A group of scientists from the Universities of Bath and Birmingham have developed a new chemical method of recycling plant-based plastics.
Current recycling methods result in lower quality plastic that must be used for lower grade products such as water pipes and traffic cones instead of drink bottles.
The new method, published in ChemSusChem, converts plastics back into their constituent chemical molecules potentially allowing them to be recycled repeatedly into new plastics without losing quality.
One of the authors, Professor Matthew Jones from the University of Bath, said: “Most plastic is currently recycled using mechanical methods, where they are chipped into granules and melted down before being moulded into something new.

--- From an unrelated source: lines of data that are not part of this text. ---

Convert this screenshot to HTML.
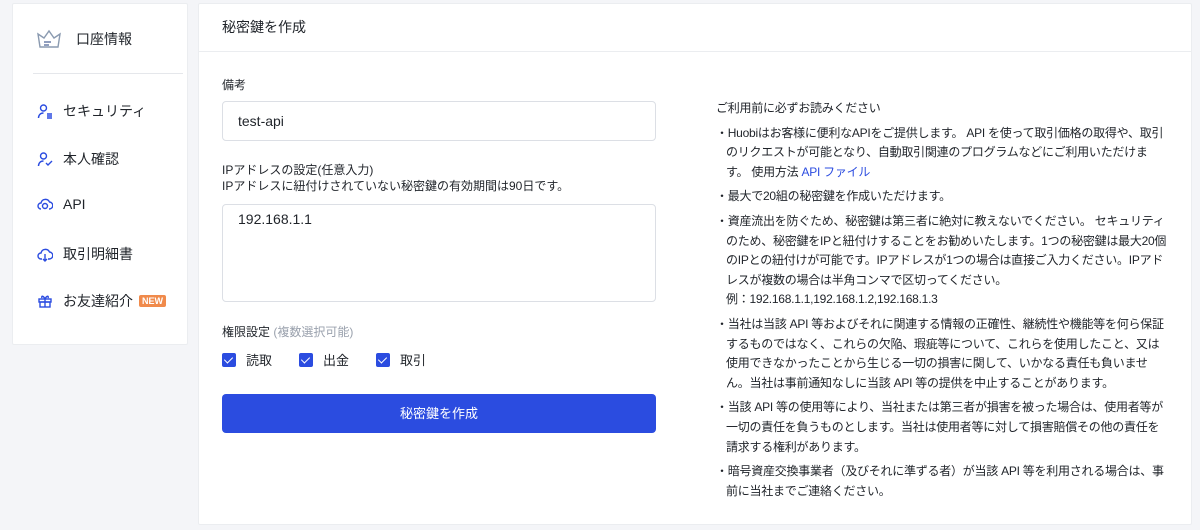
<!DOCTYPE html>
<html><head><meta charset="utf-8"><style>
*{box-sizing:border-box;margin:0;padding:0}
body{width:1200px;height:530px;background:#f4f5f8;font-family:"Liberation Sans","Noto Sans CJK JP",sans-serif;color:#1f2329;position:relative;overflow:hidden}
.side{position:absolute;left:12px;top:3px;width:176px;height:342px;background:#fff;border:1px solid #ebedf0;border-radius:2px}
.main{position:absolute;left:198px;top:3px;width:994px;height:522px;background:#fff;border:1px solid #ebedf0;border-radius:2px}
.hd{height:48px;border-bottom:1px solid #ebedf0;padding-left:23px;line-height:47px;font-size:14px}
.a{position:absolute}
.item{position:absolute;left:24px;font-size:14px;display:flex;align-items:center}
.item svg{width:16px;height:16px;margin-right:10px}
.lbl{font-size:12px;color:#1f2329}
.inp{position:absolute;left:23px;width:434px;border:1px solid #dcdfe5;border-radius:4px;font-size:14px;padding-left:15px}
.cb{display:inline-block;width:14px;height:14px;background:#2b4ce0;border-radius:2px;vertical-align:-2px;margin-right:10px;position:relative}
.cb:after{content:"";position:absolute;left:4px;top:2px;width:4px;height:7px;border:solid #fff;border-width:0 1.5px 1.5px 0;transform:rotate(45deg)}
.btn{position:absolute;left:23px;top:390px;width:434px;height:39px;background:#2b4ce0;border-radius:4px;color:#fff;font-size:13px;text-align:center;line-height:39px}
.rt{position:absolute;left:517px;top:95px;width:460px;font-size:12px;line-height:19.6px;color:#1f2329;letter-spacing:-0.25px}
.rt p{margin-bottom:5px;padding-left:10px;text-indent:-10px;white-space:nowrap}
.rt a{color:#2b4ce0}
</style></head><body>
<div class="side">
 <div class="item" style="top:25px;left:23px"><svg viewBox="0 0 26 20" style="width:26px;height:20px;margin-right:14px" fill="none" stroke="#8a9ab0" stroke-width="1.4"><path d="M2 5l6 4 5-7 5 7 6-4-2 13H4z"/><path d="M8 13h7M8 16h5" stroke="#6b7fa8"/></svg>口座情報</div>
 <div class="a" style="left:20px;top:69px;width:150px;border-top:1px solid #e5e7eb"></div>
 <div class="item" style="top:97px"><svg viewBox="0 0 16 16" fill="none" stroke="#2b4ce0" stroke-width="1.4"><circle cx="6.5" cy="5" r="3"/><path d="M1.5 15c0-3 2-5 5-5M10 11h5M10 13h5M10 15h5"/></svg>セキュリティ</div>
 <div class="item" style="top:145px"><svg viewBox="0 0 16 16" fill="none" stroke="#2b4ce0" stroke-width="1.4"><circle cx="6.5" cy="5" r="3"/><path d="M1.5 15c0-3 2-5 5-5M9 12l2 2 4-4"/></svg>本人確認</div>
 <div class="item" style="top:192px"><svg viewBox="0 0 16 16" fill="none" stroke="#2b4ce0" stroke-width="1.4"><path d="M4 13a3 3 0 010-6 4.5 4.5 0 018.5-1 3.5 3.5 0 01-.5 7"/><circle cx="8" cy="10" r="2.5"/></svg>API</div>
 <div class="item" style="top:240px"><svg viewBox="0 0 16 16" fill="none" stroke="#2b4ce0" stroke-width="1.4"><path d="M5 13H4a3 3 0 010-6 4.5 4.5 0 018.5-1 3.5 3.5 0 01-.5 7h-1M8 8v7M6 13l2 2 2-2"/></svg>取引明細書</div>
 <div class="item" style="top:287px"><svg viewBox="0 0 16 16" fill="none" stroke="#2b4ce0" stroke-width="1.4"><rect x="2" y="6" width="12" height="3"/><rect x="3" y="9" width="10" height="5"/><path d="M8 6v8M8 6C6 2 4 3 5 5M8 6c2-4 4-3 3-1"/></svg>お友達紹介<span style="background:#f08a4b;color:#fff;font-size:9px;font-weight:bold;padding:1px 3px;margin-left:6px;border-radius:2px">NEW</span></div>
</div>
<div class="main">
 <div class="hd">秘密鍵を作成</div>
 <div class="a lbl" style="left:23px;top:72px">備考</div>
 <div class="inp" style="top:97px;height:40px;line-height:38px">test-api</div>
 <div class="a lbl" style="left:23px;top:158px;line-height:16px">IPアドレスの設定(任意入力)<br>IPアドレスに紐付けされていない秘密鍵の有効期間は90日です。</div>
 <div class="inp" style="top:200px;height:98px;padding-top:6px">192.168.1.1</div>
 <div class="a lbl" style="left:23px;top:319px">権限設定 <span style="color:#9aa1ad">(複数選択可能)</span></div>
 <div class="a" style="left:23px;top:346px;font-size:13px"><span class="cb"></span>読取<span class="cb" style="margin-left:27px"></span>出金<span class="cb" style="margin-left:27px"></span>取引</div>
 <div class="btn">秘密鍵を作成</div>
 <div class="rt">
  <p style="padding-left:0;text-indent:0">ご利用前に必ずお読みください</p>
  <p>・Huobiはお客様に便利なAPIをご提供します。 API を使って取引価格の取得や、取引<br>のリクエストが可能となり、自動取引関連のプログラムなどにご利用いただけま<br>す。 使用方法 <a>API ファイル</a></p>
  <p>・最大で20組の秘密鍵を作成いただけます。</p>
  <p>・資産流出を防ぐため、秘密鍵は第三者に絶対に教えないでください。 セキュリティ<br>のため、秘密鍵をIPと紐付けすることをお勧めいたします。1つの秘密鍵は最大20個<br>のIPとの紐付けが可能です。IPアドレスが1つの場合は直接ご入力ください。IPアド<br>レスが複数の場合は半角コンマで区切ってください。<br>例：192.168.1.1,192.168.1.2,192.168.1.3</p>
  <p>・当社は当該 API 等およびそれに関連する情報の正確性、継続性や機能等を何ら保証<br>するものではなく、これらの欠陥、瑕疵等について、これらを使用したこと、又は<br>使用できなかったことから生じる一切の損害に関して、いかなる責任も負いませ<br>ん。当社は事前通知なしに当該 API 等の提供を中止することがあります。</p>
  <p>・当該 API 等の使用等により、当社または第三者が損害を被った場合は、使用者等が<br>一切の責任を負うものとします。当社は使用者等に対して損害賠償その他の責任を<br>請求する権利があります。</p>
  <p>・暗号資産交換事業者（及びそれに準ずる者）が当該 API 等を利用される場合は、事<br>前に当社までご連絡ください。</p>
 </div>
</div>
</body></html>
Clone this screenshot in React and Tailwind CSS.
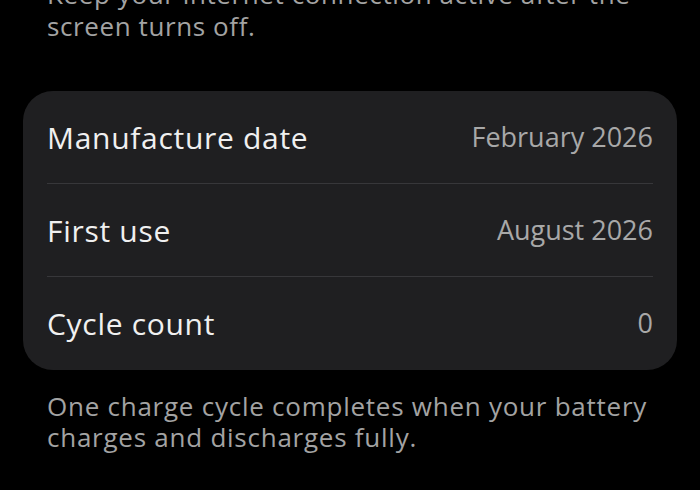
export default function App() {
  const rows = [
    ["Manufacture date", "February 2026"],
    ["First use", "August 2026"],
    ["Cycle count", "0"],
  ];
  return (
    <div className="w-[700px] h-[490px] bg-black overflow-hidden" style={{ fontFamily: "'Open Sans', 'Noto Sans', sans-serif" }}>
      <div className="mt-[-22px] px-[47px] text-[26px] tracking-[0.6px] leading-[32px] text-[#a3a3a3]">
        Keep your internet connection active after the screen turns off.
      </div>
      <div className="mx-[23px] mt-[49px] rounded-[30px] bg-[#1f1f21] px-[24px]">
        {rows.map(([l, v], i) => (
          <div key={l} className={"flex items-center justify-between h-[93px] " + (i < 2 ? "border-b border-[#37373a]" : "")}>
            <span className="text-[30px] tracking-[0.7px] text-[#f0f0f0]">{l}</span>
            <span className="text-[27px] text-[#a8a8a8]">{v}</span>
          </div>
        ))}
      </div>
      <div className="mt-[21px] px-[47px] text-[26px] tracking-[0.75px] leading-[31px] text-[#a3a3a3]">
        One charge cycle completes when your battery charges and discharges fully.
      </div>
    </div>
  );
}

“The problem is, melting plastic changes its properties, and reduces the quality, which limits the range of products in which it can be used.
“Our method of chemical recycling overcomes this problem by breaking down plastic polymers into their chemical building blocks, so they can be used all over again to make virgin plastic without losing any properties.”
The team’s method uses lower temperatures and more environmentally friendly catalysts than previous methods.
It has been trialled on plant-based PLA, which is made from starch or crop waste instead of petrochemicals and is used in biodegradable food packaging.
“PLA is being increasingly used as a sustainable alternative for single-use plastics. Whilst it’s biodegradable under industrial conditions, it doesn’t biodegrade with home composting, and isn’t currently recycled, so at the moment it commonly ends up contributing to the tonnes of plastic waste in landfill and oceans,” said Dr Paul McKeown from the University of Bath.
McKeown added: “There is no single solution to the problem of plastic waste – the approach has to be a combination of reducing, reusing and recycling. Our method of chemical recycling could allow carbon to be recycled indefinitely – creating a circular economy rather than digging more up from the ground in the form of fossil fuels or releasing it into the atmosphere as a greenhouse gas.”
The technology has only been demonstrated on a small scale, however collaborators at the University of Birmingham are now working to scale up the system to produce larger quantities of starting chemicals.
The team has also started trialling a similar process for recycling PET.